Practical Takeaways for Decision-Makers
- For utilities procuring new capacity in high-wind regions (e.g., Iowa, Saskatchewan, Patagonia): Onshore wind is consistently the lowest-LCOE option — especially with PTC extensions and local supply chain incentives.
- For island grids or coastal cities needing firm capacity: Offshore wind + storage often beats NGCC on 20-year LCOE, despite higher CapEx — e.g., New Jersey’s Ocean Wind 1 (1,100 MW) locked in at $79/MWh, beating projected gas prices through 2045.
- For remote, sunny, low-population areas: Solar + battery is now cheaper than diesel gensets — e.g., Ta’u Island (American Samoa) runs on 1.4 MWh solar + 6 MWh Tesla storage at $0.19/kWh, versus $0.60/kWh diesel.
- Never ignore transmission: Building a 500-kV line from West Texas wind to Dallas adds $1.2M/mile — often more expensive than building local solar. Interconnection queues now exceed 4,000 GW globally (2024, Lawrence Berkeley Lab).
People Also Ask
What is the cheapest energy source per kWh globally?
Onshore wind and utility-scale solar are tied for cheapest in optimal locations — both averaging $30–$40/MWh (≈$0.03–$0.04/kWh) in 2023. Offshore wind and NGCC follow at $70–$110/MWh.

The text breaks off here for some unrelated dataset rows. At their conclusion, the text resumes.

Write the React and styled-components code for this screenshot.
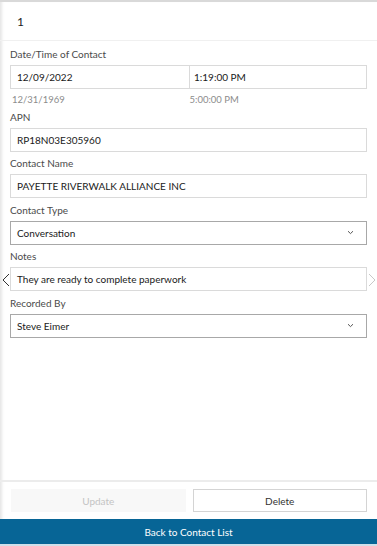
import React from 'react'
import styled, { createGlobalStyle } from 'styled-components'

const Global = createGlobalStyle`
  html, body { margin: 0; padding: 0; background: #fff; }
  body { font-family: Lato, "Open Sans", sans-serif; }
  * { box-sizing: border-box; }
`

const Page = styled.div`
  height: 546px;
  display: flex;
  flex-direction: column;
  border-top: 2px solid #d9d9d9;
  box-shadow: inset 4px 0 3px -2px rgba(0, 0, 0, 0.1);
`

const Header = styled.div`
  height: 39px;
  display: flex;
  align-items: center;
  padding-left: 17px;
  font-size: 12px;
  color: #222;
  border-bottom: 1px solid #f0f0f0;
`

const Form = styled.div`
  flex: 1;
  padding: 6px 10px 0 10px;
  display: flex;
  flex-direction: column;
`

const Field = styled.div`
  position: relative;
  display: flex;
  flex-direction: column;
  margin-bottom: 4.5px;
`

const Label = styled.div`
  font-size: 10px;
  color: #4a4a4a;
  height: 14px;
  line-height: 14px;
  margin-bottom: 4px;
`

const Row = styled.div`
  display: flex;
`

const Input = styled.div`
  flex: 1;
  height: 24px;
  border: 1px solid ${p => (p.$dark ? '#a8a8a8' : '#dadada')};
  display: flex;
  align-items: center;
  justify-content: space-between;
  padding: 0 12px 0 6px;
  font-size: 10px;
  color: #1a1a1a;
  & + & {
    border-left: none;
    padding-left: 4px;
  }
`

const Hints = styled.div`
  display: flex;
  font-size: 9.5px;
  line-height: 11px;
  color: #8c8c8c;
  padding-top: 5px;
  padding-left: 2px;
`

const Hint = styled.div`
  flex: 1;
`

const Pager = styled.span`
  position: absolute;
  top: 24px;
  ${p => (p.$side === 'left' ? 'left: -8px;' : 'right: -9px;')}
  color: ${p => (p.$side === 'left' ? '#333' : '#c8c8c8')};
  display: flex;
`

const Footer = styled.div`
  border-top: 2px solid #ececec;
  padding: 7px 10px 7px 11px;
  display: flex;
  gap: 7px;
`

const Button = styled.div`
  flex: 1;
  height: 23px;
  display: flex;
  align-items: center;
  justify-content: center;
  font-size: 10px;
  color: ${p => (p.$disabled ? '#c4c4c4' : '#333')};
  background: ${p => (p.$disabled ? '#f8f8f8' : '#fff')};
  border: 1px solid ${p => (p.$disabled ? '#f8f8f8' : '#d4d4d4')};
`

const BackBar = styled.div`
  height: 27px;
  background: #076596;
  border-bottom: 2px solid #cfe0ea;
  color: #fff;
  font-size: 10px;
  display: flex;
  align-items: center;
  justify-content: center;
`

const Chevron = () => (
  <svg width="7" height="5" viewBox="0 0 7 5">
    <path d="M1 1.2 L3.5 3.6 L6 1.2" fill="none" stroke="#555" strokeWidth="1" />
  </svg>
)

const Arrow = ({ left }) => (
  <svg width="8" height="14" viewBox="0 0 8 14">
    <path
      d={left ? 'M7 1 L1 7 L7 13' : 'M1 1 L7 7 L1 13'}
      fill="none"
      stroke="currentColor"
      strokeWidth="1"
    />
  </svg>
)

export default function App() {
  return (
    <Page>
      <Global />
      <Header>1</Header>
      <Form>
        <Field>
          <Label>Date/Time of Contact</Label>
          <Row>
            <Input>12/09/2022</Input>
            <Input>1:19:00 PM</Input>
          </Row>
          <Hints>
            <Hint>12/31/1969</Hint>
            <Hint>5:00:00 PM</Hint>
          </Hints>
        </Field>
        <Field>
          <Label>APN</Label>
          <Row><Input>RP18N03E305960</Input></Row>
        </Field>
        <Field>
          <Label>Contact Name</Label>
          <Row><Input>PAYETTE RIVERWALK ALLIANCE INC</Input></Row>
        </Field>
        <Field>
          <Label>Contact Type</Label>
          <Row><Input $dark>Conversation<Chevron /></Input></Row>
        </Field>
        <Field>
          <Label>Notes</Label>
          <Pager $side="left"><Arrow left /></Pager>
          <Row><Input>They are ready to complete paperwork</Input></Row>
          <Pager $side="right"><Arrow /></Pager>
        </Field>
        <Field>
          <Label>Recorded By</Label>
          <Row><Input $dark>Steve Eimer<Chevron /></Input></Row>
        </Field>
      </Form>
      <Footer>
        <Button $disabled>Update</Button>
        <Button>Delete</Button>
      </Footer>
      <BackBar>Back to Contact List</BackBar>
    </Page>
  )
}
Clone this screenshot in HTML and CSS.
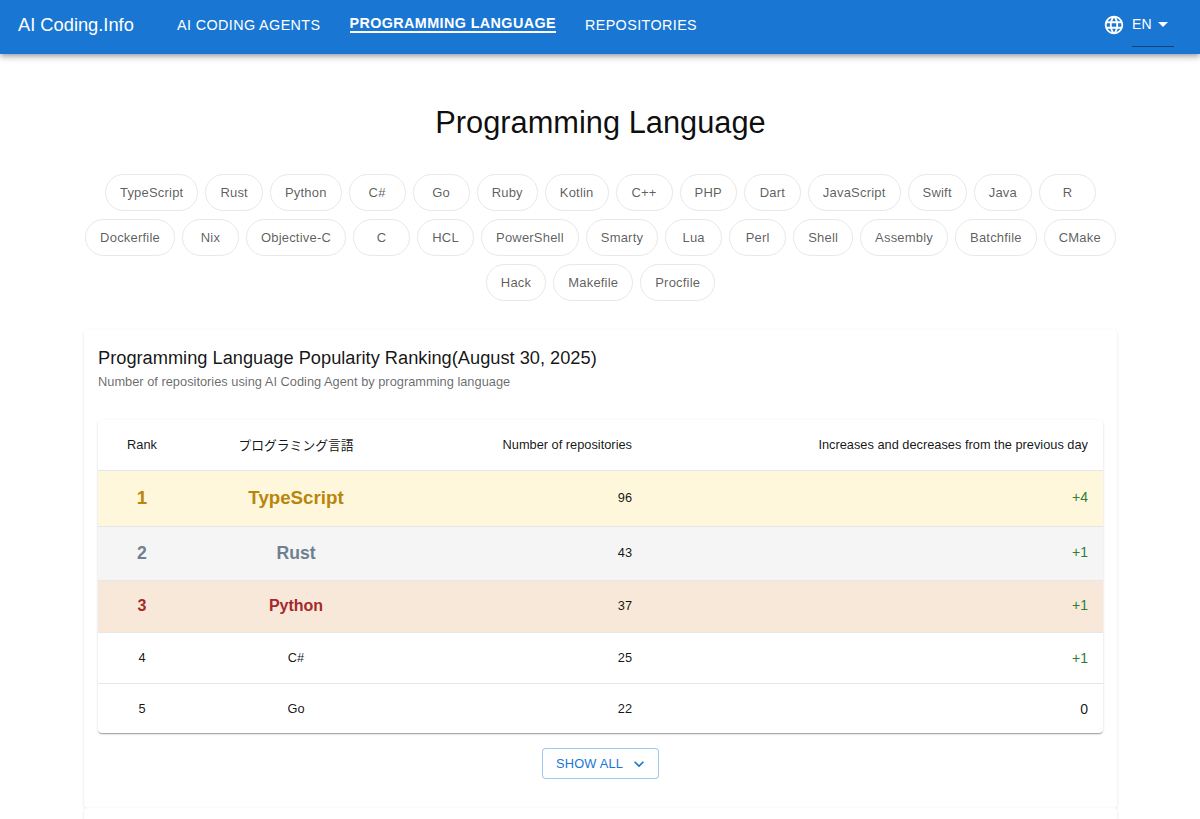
FILE: index.html
```html
<!DOCTYPE html>
<html lang="en">
<head>
<meta charset="utf-8">
<title>Programming Language</title>
<link rel="stylesheet" href="styles.css">
</head>
<body>
<header class="appbar">
  <a class="brand" href="#">AI Coding.Info</a>
  <nav class="nav">
    <a href="#">AI Coding Agents</a>
    <a href="#" class="active">Programming Language</a>
    <a href="#">Repositories</a>
  </nav>
  <div class="lang">
    <svg class="globe" viewBox="0 0 24 24" width="22" height="22"><path fill="#fff" d="M11.99 2C6.47 2 2 6.48 2 12s4.47 10 9.99 10C17.52 22 22 17.52 22 12S17.52 2 11.99 2zm6.93 6h-2.95c-.32-1.25-.78-2.45-1.38-3.56 1.84.63 3.37 1.91 4.33 3.56zM12 4.04c.83 1.2 1.48 2.53 1.91 3.96h-3.82c.43-1.43 1.08-2.76 1.91-3.96zM4.26 14C4.1 13.36 4 12.69 4 12s.1-1.36.26-2h3.38c-.08.66-.14 1.32-.14 2s.06 1.34.14 2H4.26zm.82 2h2.95c.32 1.25.78 2.45 1.38 3.56-1.84-.63-3.37-1.9-4.33-3.56zm2.95-8H5.08c.96-1.66 2.49-2.93 4.33-3.56C8.81 5.55 8.35 6.75 8.03 8zM12 19.96c-.83-1.2-1.48-2.53-1.91-3.96h3.82c-.43 1.43-1.08 2.76-1.91 3.96zM14.34 14H9.66c-.09-.66-.16-1.32-.16-2s.07-1.35.16-2h4.68c.09.65.16 1.32.16 2s-.07 1.34-.16 2zm.25 5.56c.6-1.11 1.06-2.31 1.38-3.56h2.95c-.96 1.65-2.49 2.93-4.33 3.56zM16.36 14c.08-.66.14-1.32.14-2s-.06-1.34-.14-2h3.38c.16.64.26 1.31.26 2s-.1 1.36-.26 2h-3.38z"/></svg>
    <div class="select">
      <span>EN</span>
      <svg class="caret" viewBox="0 0 10 5" width="10" height="5"><path fill="#fff" d="M0 0l5 5 5-5z"/></svg>
    </div>
  </div>
</header>

<main class="page">
  <h1 class="title">Programming Language</h1>
  <div class="chips">
    <a class="chip" href="#">TypeScript</a><a class="chip" href="#">Rust</a><a class="chip" href="#">Python</a><a class="chip" href="#">C#</a><a class="chip" href="#">Go</a><a class="chip" href="#">Ruby</a><a class="chip" href="#">Kotlin</a><a class="chip" href="#">C++</a><a class="chip" href="#">PHP</a><a class="chip" href="#">Dart</a><a class="chip" href="#">JavaScript</a><a class="chip" href="#">Swift</a><a class="chip" href="#">Java</a><a class="chip" href="#">R</a><a class="chip" href="#">Dockerfile</a><a class="chip" href="#">Nix</a><a class="chip" href="#">Objective-C</a><a class="chip" href="#">C</a><a class="chip" href="#">HCL</a><a class="chip" href="#">PowerShell</a><a class="chip" href="#">Smarty</a><a class="chip" href="#">Lua</a><a class="chip" href="#">Perl</a><a class="chip" href="#">Shell</a><a class="chip" href="#">Assembly</a><a class="chip" href="#">Batchfile</a><a class="chip" href="#">CMake</a><a class="chip" href="#">Hack</a><a class="chip" href="#">Makefile</a><a class="chip" href="#">Procfile</a>
  </div>

  <section class="card">
    <h2 class="card-title">Programming Language Popularity Ranking(August 30, 2025)</h2>
    <p class="card-sub">Number of repositories using AI Coding Agent by programming language</p>
    <div class="table-wrap">
      <table class="rank-table">
        <colgroup><col class="c-rank"><col class="c-lang"><col class="c-num"><col class="c-delta"></colgroup>
        <thead>
          <tr><th class="center">Rank</th><th class="center">プログラミング言語</th><th class="right">Number of repositories</th><th class="right">Increases and decreases from the previous day</th></tr>
        </thead>
        <tbody>
          <tr class="gold"><td class="center medal">1</td><td class="center medal">TypeScript</td><td class="right">96</td><td class="right up">+4</td></tr>
          <tr class="silver"><td class="center medal">2</td><td class="center medal">Rust</td><td class="right">43</td><td class="right up">+1</td></tr>
          <tr class="bronze"><td class="center medal">3</td><td class="center medal">Python</td><td class="right">37</td><td class="right up">+1</td></tr>
          <tr class="plain"><td class="center">4</td><td class="center">C#</td><td class="right">25</td><td class="right up">+1</td></tr>
          <tr class="plain last"><td class="center">5</td><td class="center">Go</td><td class="right">22</td><td class="right zero">0</td></tr>
        </tbody>
      </table>
    </div>
    <div class="more">
      <button class="more-btn" type="button">Show All
        <svg viewBox="0 0 24 24" width="20" height="20"><path fill="#1976d2" d="M7.41 8.59 12 13.17l4.59-4.58L18 10l-6 6-6-6z"/></svg>
      </button>
    </div>
  </section>
  <section class="card next"></section>
</main>
</body>
</html>
```
FILE: styles.css
```css
* { box-sizing: border-box; }
html, body { margin: 0; padding: 0; height: 100%; overflow: hidden; }
body { background: #fff; color: rgba(0,0,0,.87); font-family: "Liberation Sans", Arial, "Noto Sans CJK JP", sans-serif; }
a { color: inherit; text-decoration: none; }

.appbar {
  height: 54px; background: #1976d2; color: #fff; display: flex; align-items: center; padding: 0 26px 6px 18px;
  box-shadow: 0 2px 4px -1px rgba(0,0,0,.2), 0 4px 5px 0 rgba(0,0,0,.14), 0 1px 10px 0 rgba(0,0,0,.12);
  position: relative;
}
.brand { font-size: 18.3px; width: 159px; margin-top: 2px; }
.nav { display: flex; align-items: flex-start; gap: 29px; flex: 1; }
.nav a { font-size: 14.35px; text-transform: uppercase; letter-spacing: .4px; line-height: 18px; padding-top: 1px; }
.nav a.active { font-weight: 700; line-height: 15px; border-bottom: 2px solid #fff; }
.lang { display: flex; align-items: center; gap: 7px; }
.globe { display: block; margin-top: 2px; }
.select { width: 42px; height: 46px; display: flex; align-items: center; gap: 6px; font-size: 14px; letter-spacing: .2px; border-bottom: 1px solid rgba(0,0,0,.42); }
.caret { margin-top: 1px; }

.page { padding: 0 83px 0 84px; }
.title { margin: 50px 0 0; font-weight: 400; font-size: 30.8px; line-height: 37px; text-align: center; color: rgba(0,0,0,.95); }
.chips { display: flex; flex-wrap: wrap; justify-content: center; gap: 8px 7px; margin-top: 33px; }
.chip { height: 37px; min-width: 57px; padding: 0 14px; border: 1px solid #e8e8e8; border-radius: 19px; font-size: 13px; letter-spacing: .2px; color: rgba(0,0,0,.65); display: flex; align-items: center; justify-content: center; }

.card { margin-top: 29px; height: 478px; background: #fff; border-radius: 4px; padding: 14px; box-shadow: 0 1px 3px rgba(0,0,0,.12); }
.card-title { margin: 5px 0 0; font-weight: 400; font-size: 18.24px; line-height: 18px; color: rgba(0,0,0,.92); }
.card-sub { margin: 7px 0 0; font-size: 12.83px; line-height: 16px; color: rgba(0,0,0,.6); }
.table-wrap { margin-top: 30px; border-radius: 4px; box-shadow: 0 2px 1px -1px rgba(0,0,0,.2), 0 1px 1px 0 rgba(0,0,0,.14), 0 1px 3px 0 rgba(0,0,0,.12); overflow: hidden; }
.rank-table { width: 100%; table-layout: fixed; border-collapse: collapse; font-size: 12.8px; }
.c-rank { width: 88px; } .c-lang { width: 220px; } .c-num { width: 241px; }
.rank-table th { height: 50px; font-weight: 400; padding: 0 15px 1px; border-bottom: 1px solid #e6e6e6; color: rgba(0,0,0,.92); }
.rank-table td { padding: 0 15px; border-bottom: 1px solid #e6e6e6; color: rgba(0,0,0,.92); }
.center { text-align: center; }
.right { text-align: right; }
.medal { font-weight: 700; }
.rank-table .up { color: #2e7d32; font-size: 14px; }
.zero { font-size: 14px; }
.gold { height: 56px; background: #fff7dc; }
.rank-table .gold .medal { font-size: 18.72px; color: #b8860b; }
.silver { height: 54px; background: #f5f5f5; }
.rank-table .silver .medal { font-size: 17.6px; color: #708090; }
.bronze { height: 52px; background: #f7e8da; }
.rank-table .bronze .medal { font-size: 16px; color: #a52a2a; }
.rank-table .gold .right, .rank-table .silver .right, .rank-table .bronze .right { padding-bottom: 2px; }
.plain { height: 51px; }
.plain.last { height: 50px; }
.rank-table .plain.last td { border-bottom: 0; padding-top: 1px; }
.more { display: flex; justify-content: center; margin-top: 15px; }
.more-btn { height: 31px; width: 117px; padding: 0 0 0 13px; display: flex; align-items: center; gap: 6px; background: #fff; border: 1px solid rgba(25,118,210,.4); border-radius: 4px; color: #1976d2; font-family: inherit; font-size: 12.8px; text-transform: uppercase; letter-spacing: .2px; }
.card.next { margin-top: 0; height: 200px; }
```
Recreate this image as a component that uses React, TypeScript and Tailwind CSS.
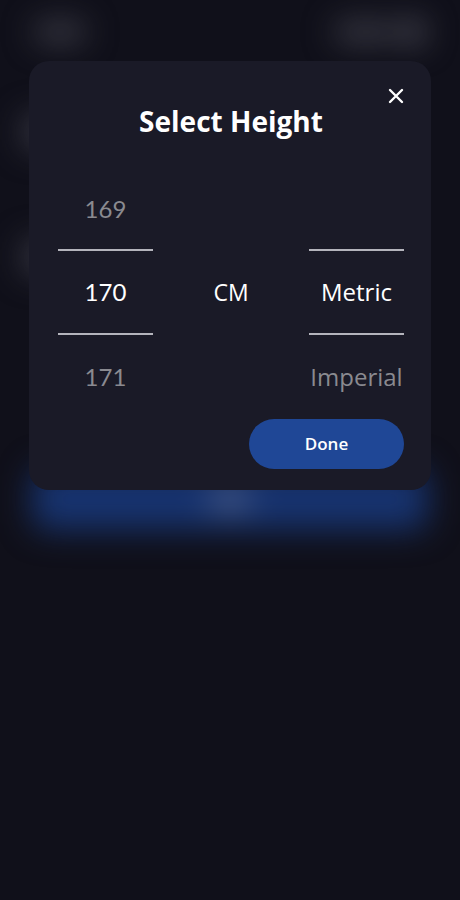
const font = { fontFamily: "Lato, 'Noto Sans', sans-serif" };
const wide = { fontFamily: "'Open Sans', 'Noto Sans', sans-serif" };

const Cell = ({ text, active, w, h }: { text?: string; active?: boolean; w?: boolean; h: string }) => (
  <div
    style={w ? wide : undefined}
    className={`${h} flex items-center justify-center text-[24px] ${
      active ? "text-white border-y-2 border-[#b4b4bc]" : "text-[#8a8a90]"
    }`}
  >
    {text}
  </div>
);

export default function App() {
  return (
    <div className="relative w-full h-[900px] overflow-hidden bg-[#10101a]" style={font}>
      {/* blurred page behind */}
      <div className="blur-lg">
        <div className="flex justify-between items-center px-9 pt-5">
          <div className="w-12 h-4 rounded bg-[#4a4a55]" />
          <div className="flex items-center gap-2">
            <div className="w-14 h-4 rounded bg-[#4a4a55]" />
            <div className="w-6 h-6 rounded-full bg-[#5a5a66]" />
          </div>
        </div>
        <div className="px-6 pt-[72px] flex flex-col gap-[93px]">
          <div className="w-40 h-8 rounded bg-[#3a3a46]" />
          <div className="w-40 h-8 rounded bg-[#3a3a46]" />
        </div>
        <div className="mx-8 mt-[195px] h-[62px] rounded-2xl bg-[#17336f] flex items-center justify-center">
          <div className="w-10 h-4 rounded bg-[#5a6a90]" />
        </div>
      </div>

      {/* modal */}
      <div className="absolute left-[29px] top-[61px] w-[402px] h-[429px] rounded-[20px] bg-[#1a1a27] pl-[29px] pr-[27px] pt-[43px]">
        <button className="absolute top-[27px] right-[27px] w-[16px] h-[16px] text-white">
          <svg viewBox="0 0 16 16" className="w-full h-full" fill="none" stroke="currentColor" strokeWidth="2.4" strokeLinecap="round">
            <path d="M2 2L14 14M14 2L2 14" />
          </svg>
        </button>
        <h2 style={wide} className="text-center text-white text-[28px] leading-[34px] font-bold">
          Select Height
        </h2>
        <div className="mt-[31px] grid grid-cols-[95px_1fr_95px]">
          <div className="flex flex-col">
            <Cell h="h-[80px]" text="169" />
            <Cell h="h-[86px]" text="170" active />
            <Cell h="h-[84px]" text="171" />
          </div>
          <div className="flex flex-col">
            <Cell h="h-[80px]" />
            <div style={wide} className="h-[86px] flex items-center justify-center text-[23px] text-white">CM</div>
            <Cell h="h-[84px]" />
          </div>
          <div className="flex flex-col">
            <Cell h="h-[80px]" />
            <Cell h="h-[86px]" text="Metric" active w />
            <Cell h="h-[84px]" text="Imperial" w />
          </div>
        </div>
        <div className="flex justify-end">
          <button style={wide} className="w-[155px] h-[50px] rounded-full bg-[#1f4796] text-white text-[17px] font-semibold">
            Done
          </button>
        </div>
      </div>
    </div>
  );
}
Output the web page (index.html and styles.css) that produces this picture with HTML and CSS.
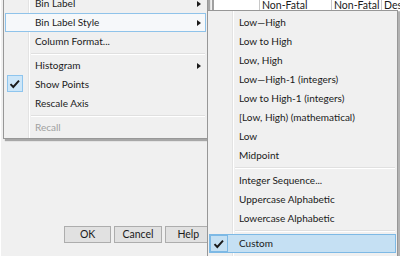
FILE: index.html
```html
<!DOCTYPE html>
<html lang="en">
<head>
  <meta charset="UTF-8">
  <title>Bin Label Style</title>
  <link rel="stylesheet" href="styles.css">
</head>
<body>
  <div class="dialog">
    <div class="dialog-left">
      <div class="buttons">
        <div class="btn">OK</div>
        <div class="btn">Cancel</div>
        <div class="btn">Help</div>
      </div>
    </div>
    <div class="frame"></div>
    <div class="table">
      <div class="thead">
        <div class="th first"></div>
        <div class="th">Non-Fatal</div>
        <div class="th mid">Non-Fatal</div>
        <div class="th">Des</div>
      </div>
    </div>
  </div>

  <!-- context menu -->
  <div class="menu main">
    <div class="item sub-arrow">Bin Label</div>
    <div class="item sub-arrow open">Bin Label Style</div>
    <div class="item">Column Format...</div>
    <div class="sep"></div>
    <div class="item sub-arrow">Histogram</div>
    <div class="item checked"><span class="check"><svg width="12" height="10" viewBox="0 0 12 10"><path d="M1.5 5.2 L4.3 8 L10 1.6" fill="none" stroke="#1a1a1a" stroke-width="1.9"/></svg></span>Show Points</div>
    <div class="item">Rescale Axis</div>
    <div class="sep"></div>
    <div class="item disabled">Recall</div>
  </div>

  <!-- submenu -->
  <div class="menu submenu">
    <div class="item">Low—High</div>
    <div class="item">Low to High</div>
    <div class="item">Low, High</div>
    <div class="item">Low—High-1 (integers)</div>
    <div class="item">Low to High-1 (integers)</div>
    <div class="item">[Low, High) (mathematical)</div>
    <div class="item">Low</div>
    <div class="item">Midpoint</div>
    <div class="sep"></div>
    <div class="item">Integer Sequence...</div>
    <div class="item">Uppercase Alphabetic</div>
    <div class="item">Lowercase Alphabetic</div>
    <div class="sep"></div>
    <div class="item active checked"><span class="check"><svg width="12" height="10" viewBox="0 0 12 10"><path d="M1.5 5.2 L4.3 8 L10 1.6" fill="none" stroke="#1a1a1a" stroke-width="1.9"/></svg></span>Custom</div>
  </div>
</body>
</html>
```

FILE: styles.css
```css
body {
  margin: 0;
  width: 400px;
  height: 256px;
  overflow: hidden;
  position: relative;
  background-color: #f0f0f0;
  font-family: Lato, "Open Sans", sans-serif;
  font-size: 10px;
  color: #1a1a1a;
}
.dialog {
  display: flex;
  height: 256px;
}
.dialog-left {
  width: 211px;
  display: flex;
  flex-direction: column;
  justify-content: flex-end;
  border-left: 1px solid #fff;
}
.buttons {
  display: flex;
  gap: 3px;
  padding: 0 0 13px 63px;
}
.btn {
  width: 46px;
  height: 15px;
  line-height: 15px;
  text-align: center;
  border: 1px solid #adadad;
  background-color: #e1e1e1;
  font-size: 10.5px;
}
.frame {
  width: 10px;
  border-left: 1px solid #a0a0a0;
  border-right: 1px solid #a0a0a0;
  background-color: #f4f4f4;
}
.table {
  flex: 1;
  background-color: #fff;
  border-right: 2px solid #d8d8d8;
}
.thead {
  display: flex;
  height: 11px;
  line-height: 11px;
  font-size: 10.5px;
  border-bottom: 1px solid #d0d0d0;
}
.th {
  padding-left: 2px;
  border-right: 1px solid #c8c8c8;
  white-space: nowrap;
  overflow: hidden;
}
.th.first {
  width: 43px;
}
.th:nth-child(2) {
  width: 69px;
}
.th.mid {
  width: 47px;
}
.th:last-child {
  flex: 1;
  border-right: none;
}

/* menus */
.menu {
  position: absolute;
  box-sizing: border-box;
  border: 1px solid #979797;
  padding: 2px 0;
  background:
    linear-gradient(to right, transparent 24px, #e3e3e3 24px, #e3e3e3 25px, #fff 25px, #fff 26px, transparent 26px),
    #f0f0f0;
  box-shadow: 2px 2px 1px rgba(0, 0, 0, 0.3);
}
.menu.main {
  left: 3px;
  top: -9px;
  width: 205px;
  padding-bottom: 1px;
}
.menu.submenu {
  left: 207px;
  top: 10px;
  width: 191px;
  height: 252px;
}
.item {
  position: relative;
  box-sizing: border-box;
  height: 19px;
  line-height: 17px;
  padding-left: 29px;
  margin: 0 1px;
  border: 1px solid transparent;
  white-space: nowrap;
}
.item.open {
  border-color: #8fc3ea;
  background-color: #f6f8fa;
}
.item.active {
  border-color: #7db9e5;
  background-color: #c5e0f3;
}
.item.disabled {
  color: #a0a0a0;
}
.sub-arrow::after {
  content: "";
  position: absolute;
  right: 4px;
  top: 6px;
  border-left: 4px solid #1a1a1a;
  border-top: 3px solid transparent;
  border-bottom: 3px solid transparent;
}
.check {
  position: absolute;
  left: 1px;
  top: -1px;
  width: 16px;
  height: 17px;
  box-sizing: border-box;
  display: flex;
  align-items: center;
  justify-content: center;
  border: 1px solid #8ec5ee;
  background-color: #cde6f8;
}
.item.active .check {
  top: 0;
  height: 17px;
  left: 0;
  width: 18px;
  border-color: #7db9e5;
  background-color: #c5e0f3;
}
.sep {
  height: 1px;
  margin: 2px 2px 1px 27px;
  background-color: #e0e0e0;
  border-bottom: 1px solid #fff;
}
.submenu .sep {
  margin-bottom: 2px;
}
```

Why is hydropower sometimes more expensive than wind or solar?
New large-scale hydro faces soaring permitting timelines (10–15 years in the U.S.), geological risk, resettlement liabilities, and limited suitable sites — pushing CapEx to $3,000–$4,500/kW. Existing hydro is cheap, but expansion is rarely economical.
Does natural gas get cheaper than renewables when fuel prices drop?
Even at $2/MMBtu (historical low), NGCC LCOE remains $45–$55/MWh — still above median onshore wind ($30–$55/MWh) and solar ($28–$65/MWh) in favorable regions. Fuel price stability matters more than absolute lows.
Are offshore wind costs falling faster than onshore?
No — onshore wind costs fell 70% from 2009–2023 (Lazard). Offshore dropped 55% in same period but started from a much higher base. Absolute dollar reductions favor onshore, but offshore growth rates (18% CAGR 2020–2024, BNEF) outpace onshore (6%).
How do subsidies affect the 'cheapest' label?
U.S. PTC ($0.0275/kWh for wind in 2024) cuts LCOE by $5–$8/MWh. ITC (30% for solar) reduces CapEx impact. However, unsubsidized LCOE comparisons remain the industry standard for long-term planning — because policy can change, but physics and resource quality don’t.
Is small-scale residential solar cheaper than grid power?
Rarely — U.S. residential solar LCOE averages $120–$180/MWh ($0.12–$0.18/kWh) after tax credits, versus average retail electricity at $0.16/kWh (EIA, 2024). Commercial scale (>1 MW) achieves $40–$60/MWh — competitive with wholesale power.